Face la vitrine, une vingtaine de frimousses coiffées de bonnets et emmitouflées dans des écharpes, piaillaient joyeusement, encadrées par trois adultes pour une sortie périscolaire.

Une jeune femme a passé la tête à l’intérieur de l’agence pour m’interroger : « Les enfants font le tour des commerçants du quartier. Accepteriez-vous de répondre à quelques-unes de leurs questions », me demanda-t-elle aimablement.

Comme ce n’était pas le rush à cette heure, je lui ai répondu par l’affirmative. Toute la volière s’est alors engouffrée dans nos locaux.

La jeune femme a repris la parole : « Un peu de calme les enfants ! Qui veut poser sa question à la gentille Madame qui accepte d’y répondre ? ».

« Gentille Madame ? C’est pas très sympa ! », que je me suis dit en mon fors intérieur. « Gentille », certainement, « Madame », faut pas pousser Julie dans les orties.

Ça m’a fait un choc, à moi qui me prend toujours pour une jeunette du haut de mes 28 ans. « Madame », ça fait sérieux, un rien vieillot, un peu ringard non ?
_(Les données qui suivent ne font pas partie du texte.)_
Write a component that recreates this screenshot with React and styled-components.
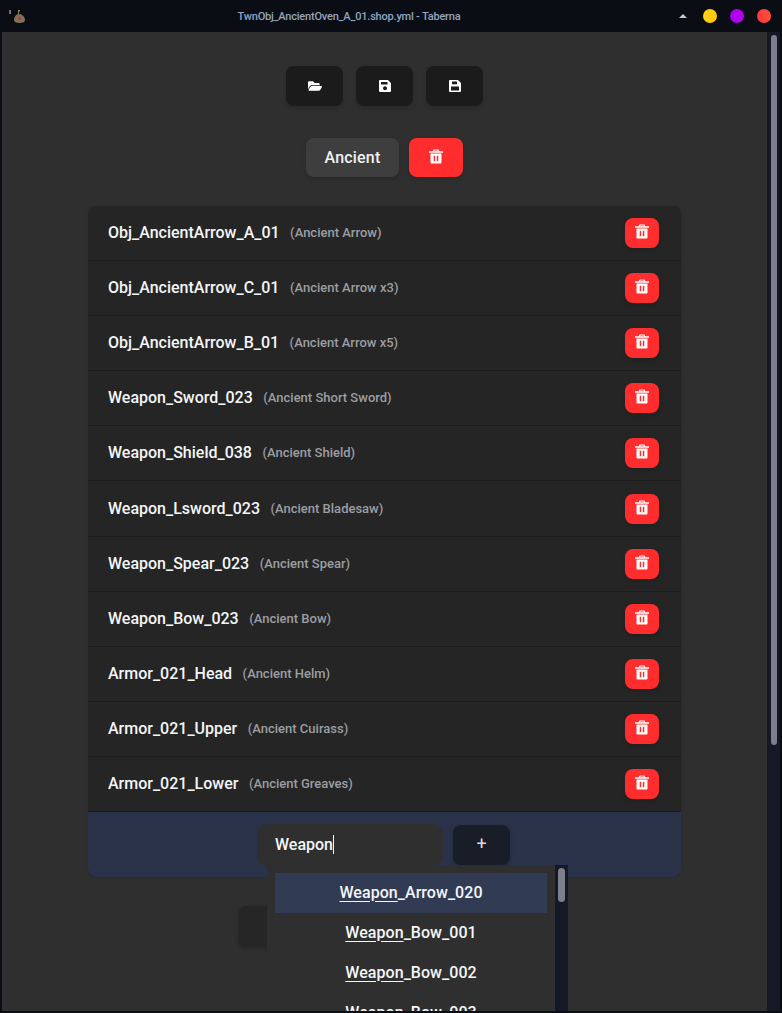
import React from 'react';
import styled, { createGlobalStyle } from 'styled-components';
import { FaFolderOpen } from 'react-icons/fa';

const GlobalStyle = createGlobalStyle`
  html, body {
    margin: 0;
    padding: 0;
    height: 100%;
    overflow: hidden;
    background: #0b0d14;
  }
  * {
    box-sizing: border-box;
  }
`;

const Window = styled.div`
  width: 782px;
  height: 1013px;
  display: flex;
  flex-direction: column;
  background: #0b0d14;
  padding: 0 2px 2px;
  font-family: Roboto, "Liberation Sans", sans-serif;
  overflow: hidden;
`;

const TitleBar = styled.header`
  height: 32px;
  flex: none;
  margin: 0 -2px;
  padding: 0 11px 0 8px;
  display: flex;
  align-items: center;
`;

const AppIcon = styled.svg`
  width: 20px;
  height: 20px;
  flex: none;
`;

const Title = styled.div`
  flex: 1;
  text-align: center;
  color: #93a5c2;
  font-size: 11px;
  font-weight: 500;
  letter-spacing: -0.2px;
  padding-right: 9px;
`;

const Arrow = styled.div`
  width: 0;
  height: 0;
  border-left: 4px solid transparent;
  border-right: 4px solid transparent;
  border-bottom: 4px solid #c4c7cf;
  margin-right: 16px;
`;

const Dot = styled.div`
  width: 14px;
  height: 14px;
  border-radius: 50%;
  background: ${({ $color }) => $color};
  margin-left: ${({ $first }) => ($first ? 0 : 13)}px;
`;

const Body = styled.div`
  flex: 1;
  min-height: 0;
  display: flex;
`;

const Main = styled.main`
  position: relative;
  flex: 1;
  min-width: 0;
  background: #2f2f2f;
  display: flex;
  flex-direction: column;
  align-items: center;
  padding-top: 34px;
  overflow: hidden;
`;

const Toolbar = styled.div`
  display: flex;
  justify-content: center;
  gap: 13px;
  margin-bottom: 32px;
`;

const ToolButton = styled.button`
  width: 57px;
  height: 40px;
  border: 0;
  border-radius: 8px;
  background: #1b1b1b;
  color: #fff;
  font-size: 14px;
  display: flex;
  align-items: center;
  justify-content: center;
  padding: 0 0 1px;
  box-shadow: 0 2px 4px rgba(0, 0, 0, 0.15);
`;

const Tabs = styled.div`
  display: flex;
  justify-content: center;
  gap: 10px;
  margin-bottom: 29px;
`;

const TabName = styled.button`
  width: 93px;
  height: 39px;
  border: 0;
  border-radius: 8px;
  background: #3e3e3e;
  color: #f2f2f2;
  font-family: inherit;
  font-size: 16px;
  font-weight: 500;
  letter-spacing: 0.2px;
  box-shadow: 0 2px 4px rgba(0, 0, 0, 0.15);
`;

const DangerButton = styled.button`
  width: ${({ $wide }) => ($wide ? 54 : 34)}px;
  height: ${({ $wide }) => ($wide ? 39 : 30)}px;
  flex: none;
  border: 0;
  padding: 0 0 3px;
  border-radius: 8px;
  background: #ff2d2d;
  color: #fff;
  display: flex;
  align-items: center;
  justify-content: center;
  box-shadow: 0 2px 4px rgba(0, 0, 0, 0.15);
`;

const ListCard = styled.section`
  width: 593px;
  border-radius: 8px;
  background: #252525;
  overflow: hidden;
  box-shadow: 0 0 3px rgba(0, 0, 0, 0.12);
`;

const Row = styled.div`
  height: 55.1px;
  display: flex;
  align-items: center;
  padding: 0 22px 0 20px;
  border-bottom: 1px solid #1c1c1c;
`;

const ItemName = styled.span`
  color: #f4f6f8;
  font-size: 16px;
  line-height: 18px;
  font-weight: 500;
`;

const ItemLabel = styled.span`
  flex: 1;
  margin-left: 10.5px;
  color: #9b9ea3;
  font-size: 13px;
  line-height: 18px;
  font-weight: 500;
`;

const AddBar = styled.div`
  height: 65px;
  background: #2a3249;
  display: flex;
  justify-content: center;
  align-items: center;
  gap: 10px;
  padding: 0 2px 0 0;
`;

const SearchBox = styled.div`
  width: 186px;
  height: 42px;
  border-radius: 10px;
  background: #2f2f2f;
  color: #f4f6f8;
  font-size: 16px;
  font-weight: 500;
  display: flex;
  align-items: center;
  padding-left: 18px;
`;

const Caret = styled.span`
  display: inline-block;
  width: 1px;
  height: 19px;
  background: #f4f6f8;
`;

const PlusButton = styled.button`
  width: 57px;
  height: 40px;
  border: 0;
  border-radius: 8px;
  background: #191d28;
  color: #dcdcdc;
  font-family: inherit;
  font-size: 18px;
  padding: 0 0 3px;
  box-shadow: 0 2px 4px rgba(0, 0, 0, 0.15);
`;

const FooterButton = styled.button`
  width: 120px;
  height: 41px;
  margin-top: 29px;
  margin-right: 173px;
  border: 0;
  border-radius: 8px;
  background: #262626;
  box-shadow: 0 2px 4px rgba(0, 0, 0, 0.15);
`;

const Dropdown = styled.div`
  position: absolute;
  left: 265px;
  top: 833px;
  width: 301px;
  height: 146px;
  display: flex;
  background: #2f2f2f;
  overflow: hidden;
`;

const Options = styled.div`
  flex: 1;
  padding: 8px;
`;

const Option = styled.div`
  height: 40px;
  display: flex;
  align-items: center;
  justify-content: center;
  padding-bottom: 2px;
  color: #f4f6f8;
  font-size: 16px;
  font-weight: 500;
  letter-spacing: 0.05px;
  background: ${({ $active }) => ($active ? '#323b54' : 'transparent')};
  u {
    text-underline-offset: 3px;
  }
`;

const ScrollTrack = styled.div`
  flex: none;
  width: 13px;
  background: #151926;
  padding: ${({ $inner }) => ($inner ? '3px 3px' : '3px 3px 0 4px')};
`;

const ScrollThumb = styled.div`
  height: ${({ $h }) => $h}px;
  border-radius: 4px;
  background: #7d7f8c;
`;

function FloppySolid() {
  return (
    <svg width="14" height="14" viewBox="0 0 14 14">
      <path
        fill="currentColor"
        fillRule="evenodd"
        d="M2 1h8l3 3v8a1 1 0 0 1-1 1H2a1 1 0 0 1-1-1V2a1 1 0 0 1 1-1zM3 3v2.5h6.5V3zM7 7.2a2 2 0 1 0 0 4 2 2 0 0 0 0-4z"
      />
    </svg>
  );
}

function FloppyOutline() {
  return (
    <svg width="14" height="14" viewBox="0 0 14 14">
      <path
        fill="currentColor"
        fillRule="evenodd"
        d="M2 1h8l3 3v8a1 1 0 0 1-1 1H2a1 1 0 0 1-1-1V2a1 1 0 0 1 1-1zM4 2.4v2.8h5V2.4zM3 7.5v4h8v-4z"
      />
    </svg>
  );
}

function TrashIcon() {
  return (
    <svg width="14" height="15" viewBox="0 0 14 15">
      <path
        fill="currentColor"
        fillRule="evenodd"
        d="M4.5 0.5h5l0.8 1.7H14v1.6H0V2.2h3.7zM5.4 1.5l-0.3 0.7h3.800l-0.3-0.7zM1.5 4.6h11V13.5a1 1 0 0 1-1 1h-9a1 1 0 0 1-1-1zM4.700 6.800v5.400h1.500V6.800zM7.800 6.800v5.400h1.500V6.800z"
      />
    </svg>
  );
}

const items = [
  ['Obj_AncientArrow_A_01', 'Ancient Arrow'],
  ['Obj_AncientArrow_C_01', 'Ancient Arrow x3'],
  ['Obj_AncientArrow_B_01', 'Ancient Arrow x5'],
  ['Weapon_Sword_023', 'Ancient Short Sword'],
  ['Weapon_Shield_038', 'Ancient Shield'],
  ['Weapon_Lsword_023', 'Ancient Bladesaw'],
  ['Weapon_Spear_023', 'Ancient Spear'],
  ['Weapon_Bow_023', 'Ancient Bow'],
  ['Armor_021_Head', 'Ancient Helm'],
  ['Armor_021_Upper', 'Ancient Cuirass'],
  ['Armor_021_Lower', 'Ancient Greaves'],
];

const suggestions = ['_Arrow_020', '_Bow_001', '_Bow_002', '_Bow_003'];

function App() {
  return (
    <Window>
      <GlobalStyle />
      <TitleBar>
        <AppIcon viewBox="0 0 20 20">
          <rect x="1" y="4" width="2" height="4" fill="#6f7276" />
          <path d="M10 4h2v1l-1 1v2h-1z" fill="#8a8456" />
          <path d="M6 14c0-3 2-6 5-6s6 3 6 6c0 2-2 3-5.5 3S6 16 6 14z" fill="#83705a" />
          <rect x="10" y="11" width="3" height="3" fill="#b0413e" />
        </AppIcon>
        <Title>TwnObj_AncientOven_A_01.shop.yml - Taberna</Title>
        <Arrow />
        <Dot $first $color="linear-gradient(90deg, #ffd21a, #ffc800)" />
        <Dot $color="linear-gradient(90deg, #a800f0, #b800e8)" />
        <Dot $color="linear-gradient(90deg, #ff3838, #ff5040)" />
      </TitleBar>
      <Body>
        <Main>
          <Toolbar>
            <ToolButton><FaFolderOpen /></ToolButton>
            <ToolButton><FloppySolid /></ToolButton>
            <ToolButton><FloppyOutline /></ToolButton>
          </Toolbar>
          <Tabs>
            <TabName>Ancient</TabName>
            <DangerButton $wide><TrashIcon /></DangerButton>
          </Tabs>
          <ListCard>
            {items.map(([name, label]) => (
              <Row key={name}>
                <ItemName>{name}</ItemName>
                <ItemLabel>({label})</ItemLabel>
                <DangerButton><TrashIcon /></DangerButton>
              </Row>
            ))}
            <AddBar>
              <SearchBox>Weapon<Caret /></SearchBox>
              <PlusButton>+</PlusButton>
            </AddBar>
          </ListCard>
          <FooterButton />
          <Dropdown>
            <Options>
              {suggestions.map((rest, i) => (
                <Option key={rest} $active={i === 0}>
                  <span><u>Weapon</u>{rest}</span>
                </Option>
              ))}
            </Options>
            <ScrollTrack $inner>
              <ScrollThumb $h={34} />
            </ScrollTrack>
          </Dropdown>
        </Main>
        <ScrollTrack>
          <ScrollThumb $h={710} />
        </ScrollTrack>
      </Body>
    </Window>
  );
}

export default App;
J’ai la tronche d’une « Madame » ?

J’aurais voulu leur dire : « Je suis Julie, la petite écervelée de LaQuotidienne, celle qui raconte des bêtises grosses comme elle, celle qui – comme vous les enfants – abandonne d’énormes fautes d’orthographe dans ses chroniques, qui rigole d’un rien avec ses collègues, s’empiffre chez McDo, craque pour un Kinder Surprise ou un Carambar ».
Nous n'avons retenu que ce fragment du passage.